Focus on Karen Butterworth


There is a sad trend amongst the older residents of Otaki – migration to retirement villages. These establishments, mostly in the Southern reaches of Kapiti offer elderly folk options for later life. They are eroding our town. Karen and Brian Butterworth have their house on the market, and will soon migrate to a retirement village in Waikanae. They will be sorely missed.

Karen’s description of growing up during the war tells of hard but happy times in remote South Otago. Nine years old, she contracted Poliomyelitis. Polio is a viral infectious disease, which used to be known as Infantile Paralysis. In the 1960s we all had Polio vaccinations (Salk vaccine), and today Polio is virtually conquered thanks to the oral Sabin vaccine. Karen was one of around 3% for whom the virus invaded her central nervous system, resulting in a 10% permanent disability. Initially she was paralysed from neck to toe, except for her left arm. Treatment was 14 weeks in hospital, ‘rest & physio’ learning first to walk with a shuffle, then home to gradually regain around 60 percent of her former muscle function.

The Catlins is remote, so Karen’s high school education was by correspondence until the sixth form in Dunedin’s Otago Girl’s High. The family couldn’t afford her Upper Sixth form education, so she went straight to Otago University where she did 2/3 of an Arts degree, working part-time at the university library. At 21 she wanted wider horizons, and got a job on the Taranaki Daily News as a Journalism cadet. After eighteen months she had completed her cadetship and joined CORSO in Wellington as Publicity Officer.

The aid organisation concerned itself with fundraising for overseas relief,
notably in Palestine, India, Africa & China. Karen loved the work.

After a year, Karen went to Christchurch Teachers’ College but couldn’t cope with the climate, so transferred to Auckland. Here, Karen who had adopted Quaker beliefs became pregnant at the age of 25.

Marriage was out of the question and she was determined to keep the child. She fainted on the steps of the college library, and the authorities declared that she could not continue her training.
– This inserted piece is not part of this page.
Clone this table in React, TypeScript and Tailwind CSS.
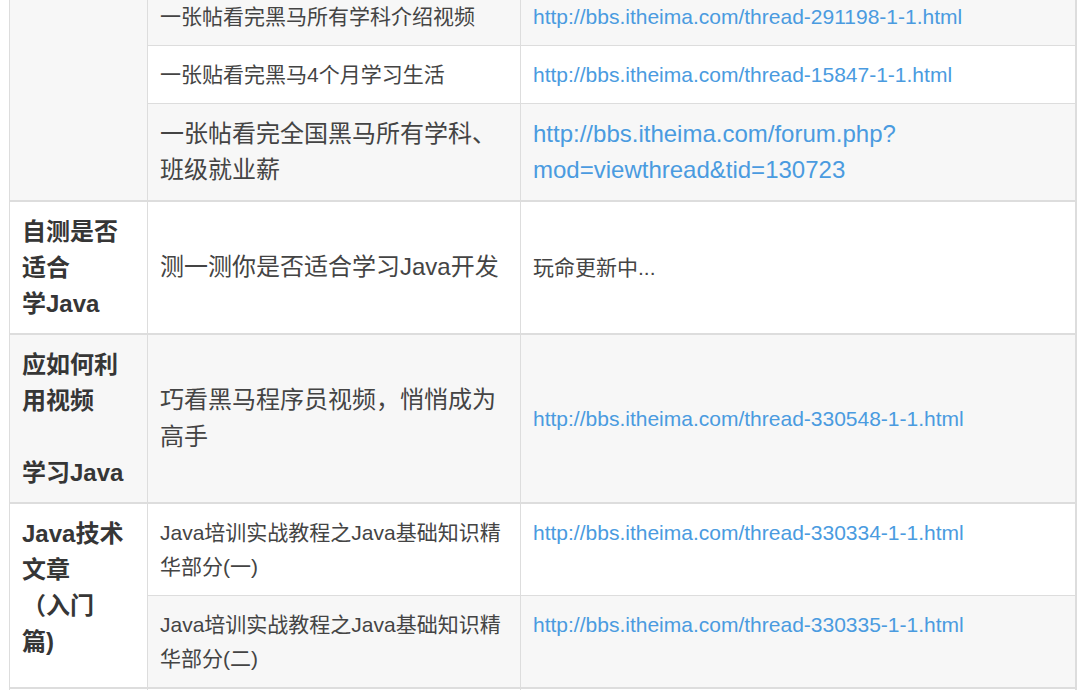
import React from 'react';

type Row = {
  text: React.ReactNode;
  big?: boolean;
  link?: React.ReactNode;
  linkBig?: boolean;
  plain?: boolean;
  top?: boolean;
};

type Group = {
  title?: React.ReactNode;
  rows: Row[];
};

const groups: Group[] = [
  {
    rows: [
      { text: '一张帖看完黑马所有学科介绍视频', link: 'http://bbs.itheima.com/thread-291198-1-1.html' },
      { text: '一张贴看完黑马4个月学习生活', link: 'http://bbs.itheima.com/thread-15847-1-1.html' },
      {
        text: '一张帖看完全国黑马所有学科、班级就业薪',
        big: true,
        linkBig: true,
        link: (
          <>
            http://bbs.itheima.com/forum.php?
            <br />
            mod=viewthread&amp;tid=130723
          </>
        ),
      },
    ],
  },
  {
    title: (
      <>
        自测是否
        <br />
        适合
        <br />
        学Java
      </>
    ),
    rows: [{ text: '测一测你是否适合学习Java开发', big: true, plain: true, link: '玩命更新中...' }],
  },
  {
    title: (
      <>
        应如何利
        <br />
        用视频
        <br />
        <br />
        学习Java
      </>
    ),
    rows: [
      { text: '巧看黑马程序员视频，悄悄成为高手', big: true, link: 'http://bbs.itheima.com/thread-330548-1-1.html' },
    ],
  },
  {
    title: (
      <>
        Java技术
        <br />
        文章
        <br />
        （入门
        <br />
        篇)
      </>
    ),
    rows: [
      { text: 'Java培训实战教程之Java基础知识精华部分(一)', top: true, link: 'http://bbs.itheima.com/thread-330334-1-1.html' },
      { text: 'Java培训实战教程之Java基础知识精华部分(二)', top: true, link: 'http://bbs.itheima.com/thread-330335-1-1.html' },
    ],
  },
  {
    title: <>&nbsp;</>,
    rows: [{ text: <>&nbsp;</>, link: <>&nbsp;</> }],
  },
];

export default function App() {
  let stripe = 0;

  return (
    <div className="h-[690px] w-[1084px] overflow-hidden bg-white font-['Liberation_Sans','Noto_Sans_CJK_SC',sans-serif]">
      <table className="-mt-[13px] ml-[9px] w-[1068px] table-fixed border-collapse border-l border-r-2 border-[#ddd]">
        <colgroup>
          <col className="w-[138px]" />
          <col className="w-[373px]" />
          <col />
        </colgroup>
        {groups.map((g, gi) => (
          <tbody key={gi} className={gi > 0 ? 'border-t-2 border-[#ddd]' : ''}>
            {g.rows.map((r, ri) => {
              const gray = stripe++ % 2 === 0;
              return (
                <tr key={ri} className={gray ? 'bg-[#f7f7f7]' : 'bg-white'}>
                  {ri === 0 && (
                    <td
                      rowSpan={g.rows.length}
                      className="border border-[#ddd] px-[12px] py-[11.5px] align-top whitespace-nowrap text-[24px] leading-[36px] font-bold text-[#363636]"
                    >
                      {g.title}
                    </td>
                  )}
                  <td
                    className={`border border-[#ddd] px-[12px] py-[11.5px] align-middle text-[#444] ${
                      r.big ? 'text-[24px] leading-[36.5px]' : 'text-[21px] leading-[34px]'
                    }`}
                  >
                    {r.text}
                  </td>
                  <td
                    className={`border border-[#ddd] px-[12px] py-[11.5px] ${r.top ? 'align-top' : 'align-middle'} ${
                      r.linkBig ? 'text-[24px] leading-[36.5px]' : 'text-[21px] leading-[34px]'
                    } ${r.plain ? 'text-[#444]' : 'text-[#4a9be0]'}`}
                  >
                    {r.link}
                  </td>
                </tr>
              );
            })}
          </tbody>
        ))}
      </table>
    </div>
  );
}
In those days, most pregnant girls were pressured to have their babies adopted, but Karen sought help from the Motherhood of Man, a sympathetic charity who arranged for pregnant girls to work as ‘au pairs’.

With baby Paul, she moved to Wellington, where she enrolled at Teachers’ College, but the principal rumbled her status: “my board is not going to tolerate this” he intoned, but added that the NZEI would allow married women. With some devious chicanery, Karen became “Mrs Phillip” and completed her training. She found a state house in Naenae and began her probationary year at Gracefield Primary School, with Paul in civic day care in Lower Hutt.

When Paul was eight, Karen joined the Department of Education as assistant editor of careers leaflets, then went to the Department of Labour. In 1972 she took a year off to work for the Public Service Association and rejoined the department. Then in her mid-thirties, Karen married Brian Butterworth, a computer software engineer she had met at a Labour Party function. She finished her degree at Victoria, gaining a B.A. (Hons) in Sociology.

In the early 1980s Karen & Brian bought around three acres in Kirk Street, where they planted kiwifruit, which would hopefully give them a measure of self-sufficiency in later life. They came to live in Otaki in 1987. Brian at first commuted to work for Fujitsu in Wellington. In the weekends he helped Karen with the orchard. They had 13 neighbours, and found Kirk Street a warm welcoming village street.

They have enjoyed three decades in Otaki, and will leave with regret.

Karen first learned Maori while in Auckland, and latterly enrolled at Te Wananga o Raukawa to further her Te Reo. Surviving the first year, she ruefully says she “got lost in year two”. She recalls the “two parallel universes in Otaki, mitigated by the interrelationships that still count amongst the older people”.

Her warm view of Otaki is one of cultural richness, with intercultural understanding still on the way to full maturity.She observes that old Otaki families behave like a huge extended family: with quarrels, feuds and support, coming together for important events. It’s evident that Karen’s heart will remain in Otaki.

Karen Butterworth served three years on the Otaki Community Board from in the 1990s, was an early member of the Otaki Women’s Health Group, and has participated in many voluntary organisations.

From her early days, Karen Butterworth has always been a writer and poet. Her CV tells of published biographies, novels, short stories and poetry, fiction and non-fiction too long to mention.

Her CV notes whimsically ” Karen Peterson Butterworth is of Paleolithic British, Celtic, Viking, Anglosaxon, and god-knows-what-else, descent. She loves words , and possesses hybrid vigour, small-island cunning and stubbornness. She has published a bit and has some prize certificates on her study wall.”